### Front-end source files
•••••

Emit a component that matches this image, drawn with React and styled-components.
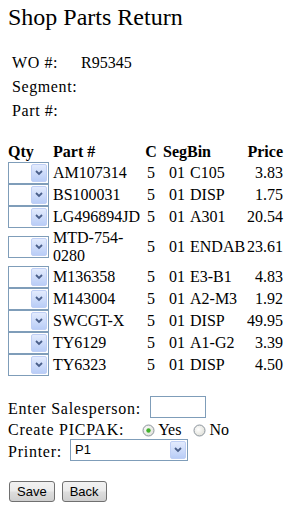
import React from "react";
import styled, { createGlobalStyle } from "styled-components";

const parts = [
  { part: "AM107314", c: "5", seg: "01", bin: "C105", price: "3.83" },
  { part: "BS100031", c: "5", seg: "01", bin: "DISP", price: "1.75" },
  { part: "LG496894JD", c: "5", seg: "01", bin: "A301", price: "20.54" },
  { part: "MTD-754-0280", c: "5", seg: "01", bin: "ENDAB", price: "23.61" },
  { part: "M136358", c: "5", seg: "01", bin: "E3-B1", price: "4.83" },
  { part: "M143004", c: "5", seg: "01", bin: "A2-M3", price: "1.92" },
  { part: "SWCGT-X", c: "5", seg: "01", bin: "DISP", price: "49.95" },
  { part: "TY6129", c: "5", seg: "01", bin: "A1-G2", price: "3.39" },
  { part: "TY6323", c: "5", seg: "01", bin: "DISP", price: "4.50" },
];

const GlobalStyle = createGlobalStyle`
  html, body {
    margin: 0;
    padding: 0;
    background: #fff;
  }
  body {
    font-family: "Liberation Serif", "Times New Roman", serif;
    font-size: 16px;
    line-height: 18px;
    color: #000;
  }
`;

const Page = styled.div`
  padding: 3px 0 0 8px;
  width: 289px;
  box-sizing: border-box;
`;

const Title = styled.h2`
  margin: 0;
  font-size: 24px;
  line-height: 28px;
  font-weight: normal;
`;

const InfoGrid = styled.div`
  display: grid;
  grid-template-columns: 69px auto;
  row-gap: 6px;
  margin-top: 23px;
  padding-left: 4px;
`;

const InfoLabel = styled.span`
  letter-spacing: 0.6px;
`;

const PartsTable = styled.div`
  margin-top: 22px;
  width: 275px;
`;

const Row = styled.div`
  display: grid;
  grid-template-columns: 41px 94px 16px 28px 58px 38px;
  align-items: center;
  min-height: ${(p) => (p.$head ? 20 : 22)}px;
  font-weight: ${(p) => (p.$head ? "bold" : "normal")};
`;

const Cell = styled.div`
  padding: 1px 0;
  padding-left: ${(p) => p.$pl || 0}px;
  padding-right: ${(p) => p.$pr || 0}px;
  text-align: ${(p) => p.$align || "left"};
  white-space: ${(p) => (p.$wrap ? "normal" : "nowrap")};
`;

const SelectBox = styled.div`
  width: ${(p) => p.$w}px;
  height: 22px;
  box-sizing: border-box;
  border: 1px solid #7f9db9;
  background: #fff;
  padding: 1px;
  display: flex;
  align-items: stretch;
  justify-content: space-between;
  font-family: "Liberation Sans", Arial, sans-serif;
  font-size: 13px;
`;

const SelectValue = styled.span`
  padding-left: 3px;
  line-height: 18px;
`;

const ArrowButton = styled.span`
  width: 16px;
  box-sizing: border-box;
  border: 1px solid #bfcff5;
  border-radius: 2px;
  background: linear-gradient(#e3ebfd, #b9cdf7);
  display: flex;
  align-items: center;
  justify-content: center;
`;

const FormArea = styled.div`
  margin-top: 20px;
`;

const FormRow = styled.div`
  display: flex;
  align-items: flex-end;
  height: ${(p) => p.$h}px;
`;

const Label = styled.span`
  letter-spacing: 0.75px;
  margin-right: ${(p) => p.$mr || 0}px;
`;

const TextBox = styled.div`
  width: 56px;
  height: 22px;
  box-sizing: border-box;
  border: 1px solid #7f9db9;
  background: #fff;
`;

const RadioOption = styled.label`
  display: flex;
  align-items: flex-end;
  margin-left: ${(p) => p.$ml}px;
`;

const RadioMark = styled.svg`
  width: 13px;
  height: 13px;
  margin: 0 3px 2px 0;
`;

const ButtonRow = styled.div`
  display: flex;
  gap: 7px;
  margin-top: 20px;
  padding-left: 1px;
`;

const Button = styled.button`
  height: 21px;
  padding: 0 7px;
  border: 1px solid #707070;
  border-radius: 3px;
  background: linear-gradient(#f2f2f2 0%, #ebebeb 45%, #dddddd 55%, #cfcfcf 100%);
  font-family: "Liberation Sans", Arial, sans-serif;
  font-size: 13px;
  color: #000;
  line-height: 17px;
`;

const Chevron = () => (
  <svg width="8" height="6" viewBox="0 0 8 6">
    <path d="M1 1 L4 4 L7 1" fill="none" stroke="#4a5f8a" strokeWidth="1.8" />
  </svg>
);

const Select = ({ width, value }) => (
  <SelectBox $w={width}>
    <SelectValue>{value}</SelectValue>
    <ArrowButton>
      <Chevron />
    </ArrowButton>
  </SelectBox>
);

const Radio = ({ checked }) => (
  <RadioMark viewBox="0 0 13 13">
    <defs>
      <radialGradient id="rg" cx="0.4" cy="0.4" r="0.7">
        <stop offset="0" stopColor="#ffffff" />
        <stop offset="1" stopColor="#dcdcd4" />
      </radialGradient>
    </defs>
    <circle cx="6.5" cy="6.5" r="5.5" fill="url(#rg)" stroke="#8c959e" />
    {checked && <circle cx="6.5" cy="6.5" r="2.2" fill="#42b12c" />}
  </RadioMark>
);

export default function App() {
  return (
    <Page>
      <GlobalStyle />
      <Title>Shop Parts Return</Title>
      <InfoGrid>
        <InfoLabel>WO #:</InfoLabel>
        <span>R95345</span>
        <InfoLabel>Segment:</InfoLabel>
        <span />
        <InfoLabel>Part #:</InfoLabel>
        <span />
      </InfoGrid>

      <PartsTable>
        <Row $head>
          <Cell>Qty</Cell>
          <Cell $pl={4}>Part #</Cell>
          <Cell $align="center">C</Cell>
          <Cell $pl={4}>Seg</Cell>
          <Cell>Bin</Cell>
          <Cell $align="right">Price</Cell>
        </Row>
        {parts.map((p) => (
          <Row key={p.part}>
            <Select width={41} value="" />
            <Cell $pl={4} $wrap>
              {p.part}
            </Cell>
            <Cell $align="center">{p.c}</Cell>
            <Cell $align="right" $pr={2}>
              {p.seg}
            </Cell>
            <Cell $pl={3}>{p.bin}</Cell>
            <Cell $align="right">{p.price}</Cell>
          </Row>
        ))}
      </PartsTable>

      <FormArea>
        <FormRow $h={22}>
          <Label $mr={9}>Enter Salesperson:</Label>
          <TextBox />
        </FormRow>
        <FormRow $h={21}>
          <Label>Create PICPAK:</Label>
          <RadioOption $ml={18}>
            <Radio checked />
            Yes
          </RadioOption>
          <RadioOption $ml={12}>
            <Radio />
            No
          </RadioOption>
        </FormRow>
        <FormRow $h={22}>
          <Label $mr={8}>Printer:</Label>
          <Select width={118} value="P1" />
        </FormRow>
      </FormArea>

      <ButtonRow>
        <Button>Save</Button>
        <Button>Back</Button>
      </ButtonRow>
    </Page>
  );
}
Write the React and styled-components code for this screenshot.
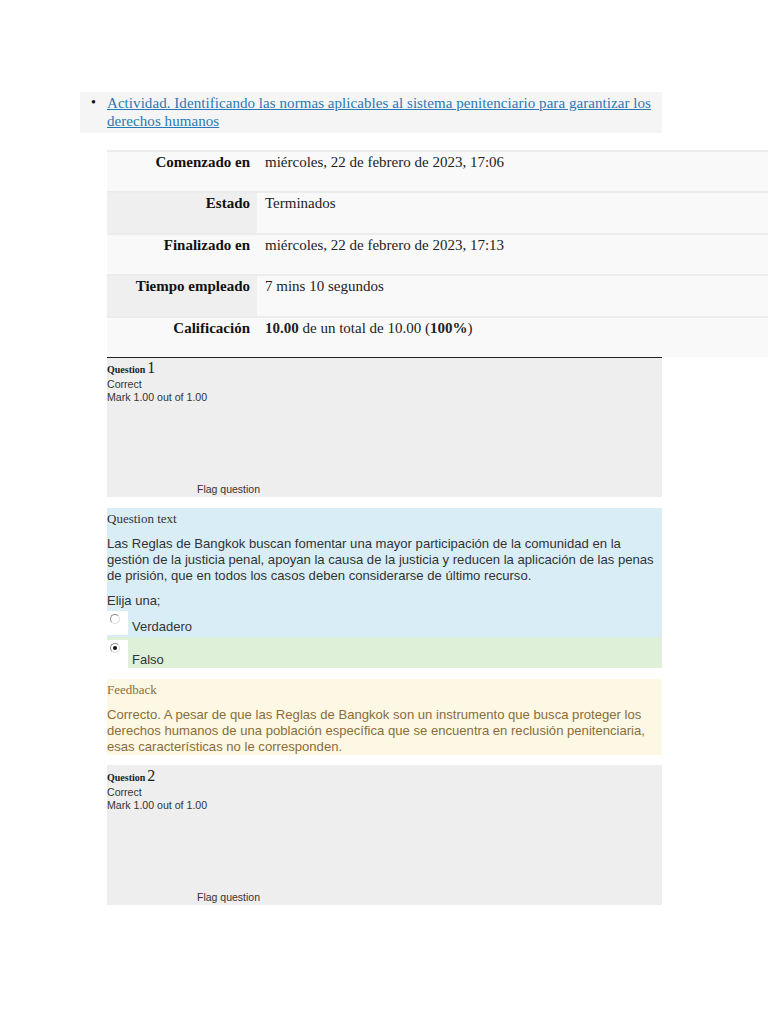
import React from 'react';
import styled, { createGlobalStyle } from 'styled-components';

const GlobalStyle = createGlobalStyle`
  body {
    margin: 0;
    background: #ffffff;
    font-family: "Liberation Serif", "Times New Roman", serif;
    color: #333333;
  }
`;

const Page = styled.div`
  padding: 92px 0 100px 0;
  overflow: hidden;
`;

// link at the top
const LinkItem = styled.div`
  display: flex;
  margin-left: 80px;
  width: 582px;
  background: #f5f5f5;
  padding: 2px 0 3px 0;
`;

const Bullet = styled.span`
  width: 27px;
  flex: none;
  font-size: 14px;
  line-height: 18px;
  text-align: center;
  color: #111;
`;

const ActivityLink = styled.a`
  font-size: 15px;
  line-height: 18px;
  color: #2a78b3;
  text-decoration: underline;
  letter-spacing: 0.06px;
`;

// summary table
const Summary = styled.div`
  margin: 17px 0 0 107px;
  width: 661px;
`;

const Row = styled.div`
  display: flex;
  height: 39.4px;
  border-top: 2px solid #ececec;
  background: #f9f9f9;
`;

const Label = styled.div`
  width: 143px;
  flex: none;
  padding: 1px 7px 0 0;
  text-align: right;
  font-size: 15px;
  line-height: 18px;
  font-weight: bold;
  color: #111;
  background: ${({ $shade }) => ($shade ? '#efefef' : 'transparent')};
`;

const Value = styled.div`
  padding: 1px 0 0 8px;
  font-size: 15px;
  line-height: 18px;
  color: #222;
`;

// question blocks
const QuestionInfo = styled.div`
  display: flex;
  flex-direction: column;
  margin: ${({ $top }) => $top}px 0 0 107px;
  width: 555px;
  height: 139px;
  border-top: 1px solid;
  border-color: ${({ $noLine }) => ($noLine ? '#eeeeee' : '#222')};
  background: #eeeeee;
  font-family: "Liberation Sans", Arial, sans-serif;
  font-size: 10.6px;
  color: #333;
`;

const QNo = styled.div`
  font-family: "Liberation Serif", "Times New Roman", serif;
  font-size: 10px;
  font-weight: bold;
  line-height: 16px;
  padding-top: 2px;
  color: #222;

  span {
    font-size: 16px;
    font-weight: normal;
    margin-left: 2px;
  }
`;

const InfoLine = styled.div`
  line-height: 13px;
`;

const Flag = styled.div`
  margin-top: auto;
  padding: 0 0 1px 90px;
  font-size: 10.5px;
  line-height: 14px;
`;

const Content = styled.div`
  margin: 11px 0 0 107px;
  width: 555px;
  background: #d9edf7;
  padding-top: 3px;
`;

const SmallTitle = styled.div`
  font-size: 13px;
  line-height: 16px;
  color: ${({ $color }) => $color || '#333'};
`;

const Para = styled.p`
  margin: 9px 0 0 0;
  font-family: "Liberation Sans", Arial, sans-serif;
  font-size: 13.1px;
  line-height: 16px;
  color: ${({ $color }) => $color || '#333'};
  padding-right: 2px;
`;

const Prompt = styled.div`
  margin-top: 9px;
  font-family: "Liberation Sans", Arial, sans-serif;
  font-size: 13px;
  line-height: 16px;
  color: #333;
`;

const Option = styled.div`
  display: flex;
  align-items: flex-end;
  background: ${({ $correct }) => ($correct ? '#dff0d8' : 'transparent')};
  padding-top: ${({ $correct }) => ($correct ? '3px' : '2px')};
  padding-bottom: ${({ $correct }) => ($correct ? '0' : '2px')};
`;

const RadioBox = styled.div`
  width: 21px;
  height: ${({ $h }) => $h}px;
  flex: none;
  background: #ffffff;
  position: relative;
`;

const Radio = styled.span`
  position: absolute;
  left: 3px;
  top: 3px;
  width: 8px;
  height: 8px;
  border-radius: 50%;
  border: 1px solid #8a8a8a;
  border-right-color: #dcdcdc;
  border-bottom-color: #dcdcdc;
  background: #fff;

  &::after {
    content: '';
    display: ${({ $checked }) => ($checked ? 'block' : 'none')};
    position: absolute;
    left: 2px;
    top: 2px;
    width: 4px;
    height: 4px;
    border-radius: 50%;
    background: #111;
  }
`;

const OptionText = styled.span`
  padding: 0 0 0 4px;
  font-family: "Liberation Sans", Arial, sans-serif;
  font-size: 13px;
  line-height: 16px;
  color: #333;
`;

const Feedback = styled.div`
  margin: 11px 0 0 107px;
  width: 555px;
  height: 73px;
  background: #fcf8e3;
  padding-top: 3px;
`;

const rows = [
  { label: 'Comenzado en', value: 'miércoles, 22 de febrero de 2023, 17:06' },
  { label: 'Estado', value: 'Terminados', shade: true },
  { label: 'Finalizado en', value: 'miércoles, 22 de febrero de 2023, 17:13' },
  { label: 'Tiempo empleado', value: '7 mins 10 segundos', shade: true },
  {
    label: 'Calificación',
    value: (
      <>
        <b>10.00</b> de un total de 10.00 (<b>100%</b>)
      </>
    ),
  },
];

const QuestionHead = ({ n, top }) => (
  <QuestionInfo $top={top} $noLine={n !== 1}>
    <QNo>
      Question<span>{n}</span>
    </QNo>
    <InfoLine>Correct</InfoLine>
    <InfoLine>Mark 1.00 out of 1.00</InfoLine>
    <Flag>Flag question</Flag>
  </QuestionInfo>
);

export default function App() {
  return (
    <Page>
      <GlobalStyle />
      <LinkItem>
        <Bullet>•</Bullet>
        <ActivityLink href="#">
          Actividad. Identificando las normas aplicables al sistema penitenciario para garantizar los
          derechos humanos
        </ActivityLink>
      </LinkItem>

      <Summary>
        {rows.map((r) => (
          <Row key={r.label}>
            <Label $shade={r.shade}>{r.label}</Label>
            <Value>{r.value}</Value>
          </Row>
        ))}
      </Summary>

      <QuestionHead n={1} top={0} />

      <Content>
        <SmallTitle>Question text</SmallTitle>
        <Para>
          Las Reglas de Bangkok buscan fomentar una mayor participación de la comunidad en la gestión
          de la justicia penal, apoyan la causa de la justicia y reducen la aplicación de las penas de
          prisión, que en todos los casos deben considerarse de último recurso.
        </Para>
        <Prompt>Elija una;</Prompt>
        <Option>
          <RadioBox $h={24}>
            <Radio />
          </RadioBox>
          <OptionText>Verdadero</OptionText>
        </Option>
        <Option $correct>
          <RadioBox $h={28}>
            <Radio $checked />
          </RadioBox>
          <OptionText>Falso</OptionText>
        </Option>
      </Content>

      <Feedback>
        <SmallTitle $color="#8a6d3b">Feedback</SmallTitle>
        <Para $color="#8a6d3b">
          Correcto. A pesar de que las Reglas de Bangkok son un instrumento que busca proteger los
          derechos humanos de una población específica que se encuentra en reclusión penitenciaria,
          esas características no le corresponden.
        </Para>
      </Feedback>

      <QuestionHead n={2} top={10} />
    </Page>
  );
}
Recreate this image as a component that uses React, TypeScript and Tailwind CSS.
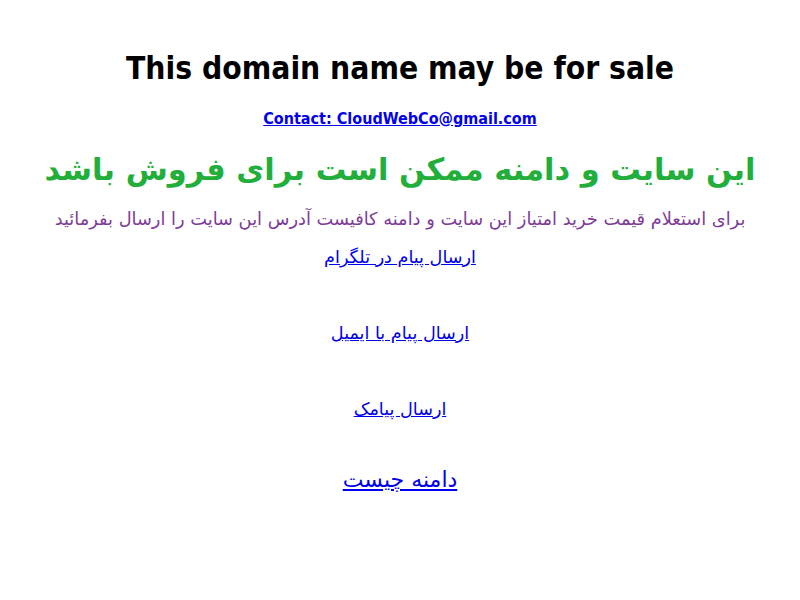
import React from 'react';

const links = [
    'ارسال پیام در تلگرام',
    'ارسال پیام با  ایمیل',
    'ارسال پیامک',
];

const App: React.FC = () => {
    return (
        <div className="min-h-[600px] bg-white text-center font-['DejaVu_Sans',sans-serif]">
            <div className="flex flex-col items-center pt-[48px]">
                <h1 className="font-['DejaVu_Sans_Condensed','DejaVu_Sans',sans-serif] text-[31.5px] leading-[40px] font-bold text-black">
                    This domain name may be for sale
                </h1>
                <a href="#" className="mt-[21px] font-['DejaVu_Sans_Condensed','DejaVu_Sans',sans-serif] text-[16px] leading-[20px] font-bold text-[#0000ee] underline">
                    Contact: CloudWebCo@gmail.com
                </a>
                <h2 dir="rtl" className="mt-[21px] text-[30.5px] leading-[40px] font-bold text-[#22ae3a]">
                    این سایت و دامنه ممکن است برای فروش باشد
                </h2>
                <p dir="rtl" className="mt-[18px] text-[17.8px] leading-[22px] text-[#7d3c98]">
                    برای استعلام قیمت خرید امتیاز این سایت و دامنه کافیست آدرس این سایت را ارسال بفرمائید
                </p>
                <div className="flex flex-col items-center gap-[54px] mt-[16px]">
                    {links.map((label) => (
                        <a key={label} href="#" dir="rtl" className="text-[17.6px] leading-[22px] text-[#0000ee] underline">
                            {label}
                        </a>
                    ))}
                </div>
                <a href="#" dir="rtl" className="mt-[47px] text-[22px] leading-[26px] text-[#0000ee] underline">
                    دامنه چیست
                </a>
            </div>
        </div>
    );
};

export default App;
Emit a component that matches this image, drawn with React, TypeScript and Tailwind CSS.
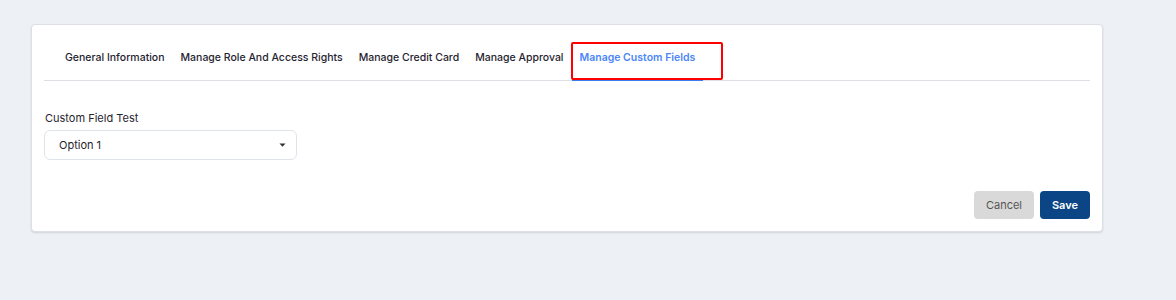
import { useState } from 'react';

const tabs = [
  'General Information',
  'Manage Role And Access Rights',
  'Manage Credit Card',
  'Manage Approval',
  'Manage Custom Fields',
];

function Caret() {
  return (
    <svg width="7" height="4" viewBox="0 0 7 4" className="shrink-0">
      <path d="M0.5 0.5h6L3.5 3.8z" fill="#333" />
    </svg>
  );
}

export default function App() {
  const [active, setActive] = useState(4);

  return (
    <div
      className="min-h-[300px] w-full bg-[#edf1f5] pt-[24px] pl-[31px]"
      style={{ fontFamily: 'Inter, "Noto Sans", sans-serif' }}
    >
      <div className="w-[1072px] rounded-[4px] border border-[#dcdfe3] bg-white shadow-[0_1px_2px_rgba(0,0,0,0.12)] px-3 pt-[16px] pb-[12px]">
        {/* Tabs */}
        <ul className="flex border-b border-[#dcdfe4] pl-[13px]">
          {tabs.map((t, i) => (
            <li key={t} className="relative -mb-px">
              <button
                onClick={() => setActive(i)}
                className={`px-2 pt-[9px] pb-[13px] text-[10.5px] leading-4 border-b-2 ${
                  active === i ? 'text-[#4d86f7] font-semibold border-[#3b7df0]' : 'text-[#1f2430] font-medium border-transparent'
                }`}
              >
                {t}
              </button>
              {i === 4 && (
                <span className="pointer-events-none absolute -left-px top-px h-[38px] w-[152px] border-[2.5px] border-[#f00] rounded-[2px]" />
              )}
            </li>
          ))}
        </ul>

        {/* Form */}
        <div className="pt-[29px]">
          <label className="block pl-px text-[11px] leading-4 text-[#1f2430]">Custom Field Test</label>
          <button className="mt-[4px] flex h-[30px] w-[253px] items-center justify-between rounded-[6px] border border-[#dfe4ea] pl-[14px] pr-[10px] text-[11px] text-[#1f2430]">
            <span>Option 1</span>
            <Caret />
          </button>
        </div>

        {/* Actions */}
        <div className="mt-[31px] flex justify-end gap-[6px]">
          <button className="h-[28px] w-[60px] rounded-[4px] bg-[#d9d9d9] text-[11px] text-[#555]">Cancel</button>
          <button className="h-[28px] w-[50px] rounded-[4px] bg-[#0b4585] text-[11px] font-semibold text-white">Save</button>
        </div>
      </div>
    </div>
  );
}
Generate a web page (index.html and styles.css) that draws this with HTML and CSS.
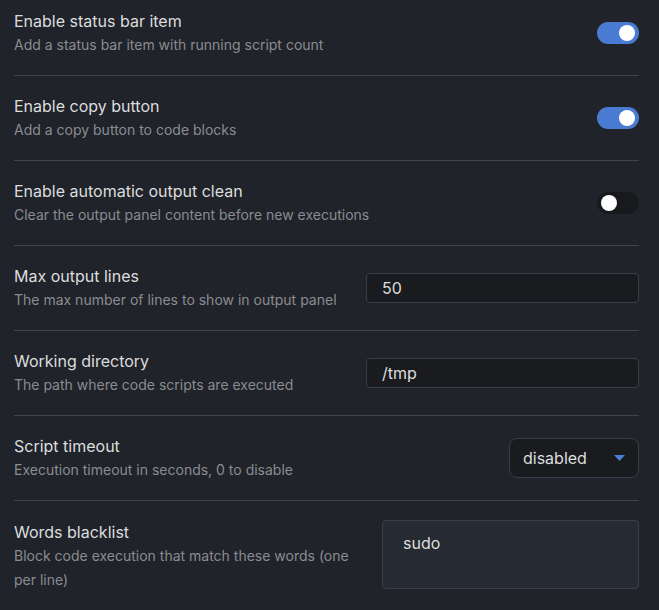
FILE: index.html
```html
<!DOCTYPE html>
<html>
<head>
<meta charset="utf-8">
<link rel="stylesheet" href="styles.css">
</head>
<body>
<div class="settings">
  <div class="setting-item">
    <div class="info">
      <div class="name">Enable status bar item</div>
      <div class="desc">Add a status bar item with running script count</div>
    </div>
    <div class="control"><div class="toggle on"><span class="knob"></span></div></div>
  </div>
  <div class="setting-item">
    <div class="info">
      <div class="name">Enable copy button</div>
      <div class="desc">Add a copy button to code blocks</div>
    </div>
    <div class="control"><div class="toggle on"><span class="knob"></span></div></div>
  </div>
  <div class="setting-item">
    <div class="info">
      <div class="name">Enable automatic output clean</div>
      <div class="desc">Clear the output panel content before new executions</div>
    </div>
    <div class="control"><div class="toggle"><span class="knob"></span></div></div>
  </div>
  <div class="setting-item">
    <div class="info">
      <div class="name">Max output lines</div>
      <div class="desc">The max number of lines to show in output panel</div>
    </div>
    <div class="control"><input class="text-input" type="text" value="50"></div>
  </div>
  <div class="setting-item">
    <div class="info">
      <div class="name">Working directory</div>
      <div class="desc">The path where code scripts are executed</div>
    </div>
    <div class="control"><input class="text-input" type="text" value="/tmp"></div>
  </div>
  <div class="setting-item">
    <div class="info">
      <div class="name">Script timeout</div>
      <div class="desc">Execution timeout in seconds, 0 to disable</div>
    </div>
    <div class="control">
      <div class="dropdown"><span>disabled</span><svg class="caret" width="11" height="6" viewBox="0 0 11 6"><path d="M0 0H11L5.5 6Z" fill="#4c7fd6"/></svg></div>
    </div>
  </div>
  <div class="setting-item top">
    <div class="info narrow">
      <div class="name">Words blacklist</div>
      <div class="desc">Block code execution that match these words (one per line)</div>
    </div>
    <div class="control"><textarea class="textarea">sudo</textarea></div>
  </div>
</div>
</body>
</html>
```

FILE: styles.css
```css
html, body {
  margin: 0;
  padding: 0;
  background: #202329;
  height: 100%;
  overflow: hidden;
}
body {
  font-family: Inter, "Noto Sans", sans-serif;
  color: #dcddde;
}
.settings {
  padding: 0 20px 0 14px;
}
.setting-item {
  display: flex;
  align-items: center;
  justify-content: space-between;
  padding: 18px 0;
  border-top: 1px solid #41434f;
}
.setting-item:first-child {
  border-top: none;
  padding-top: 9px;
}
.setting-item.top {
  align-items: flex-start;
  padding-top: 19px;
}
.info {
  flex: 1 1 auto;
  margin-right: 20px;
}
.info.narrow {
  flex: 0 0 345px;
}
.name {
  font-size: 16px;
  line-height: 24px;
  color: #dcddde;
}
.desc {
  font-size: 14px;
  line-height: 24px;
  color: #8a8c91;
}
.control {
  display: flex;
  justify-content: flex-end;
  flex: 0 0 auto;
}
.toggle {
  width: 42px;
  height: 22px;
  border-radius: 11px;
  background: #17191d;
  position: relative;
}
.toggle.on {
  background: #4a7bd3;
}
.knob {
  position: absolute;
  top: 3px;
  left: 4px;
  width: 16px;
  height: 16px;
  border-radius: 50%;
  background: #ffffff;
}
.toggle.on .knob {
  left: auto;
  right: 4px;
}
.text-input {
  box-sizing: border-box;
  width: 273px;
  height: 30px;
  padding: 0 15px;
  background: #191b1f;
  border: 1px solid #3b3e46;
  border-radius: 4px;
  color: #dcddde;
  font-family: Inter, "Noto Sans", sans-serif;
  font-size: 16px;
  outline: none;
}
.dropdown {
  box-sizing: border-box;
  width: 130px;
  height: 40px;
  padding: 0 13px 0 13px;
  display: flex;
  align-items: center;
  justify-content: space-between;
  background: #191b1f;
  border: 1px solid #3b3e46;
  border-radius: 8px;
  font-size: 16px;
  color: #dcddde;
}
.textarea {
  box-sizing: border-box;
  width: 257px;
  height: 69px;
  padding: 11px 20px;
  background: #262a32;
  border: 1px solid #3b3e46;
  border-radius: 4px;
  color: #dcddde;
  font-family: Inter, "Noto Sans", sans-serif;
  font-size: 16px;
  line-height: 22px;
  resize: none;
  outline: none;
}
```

•••••

### Given problem
Using the data above, copy exactly the lines from the one containing "with React, TypeScript and Tailwind CSS." to the one containing "const [active, setActive] = useState(4);", inclusive. Exclude the pictures.

### Solved problem
Emit a component that matches this image, drawn with React, TypeScript and Tailwind CSS.
import { useState } from 'react';

const tabs = [
  'General Information',
  'Manage Role And Access Rights',
  'Manage Credit Card',
  'Manage Approval',
  'Manage Custom Fields',
];

function Caret() {
  return (
    <svg width="7" height="4" viewBox="0 0 7 4" className="shrink-0">
      <path d="M0.5 0.5h6L3.5 3.8z" fill="#333" />
    </svg>
  );
}

export default function App() {
  const [active, setActive] = useState(4);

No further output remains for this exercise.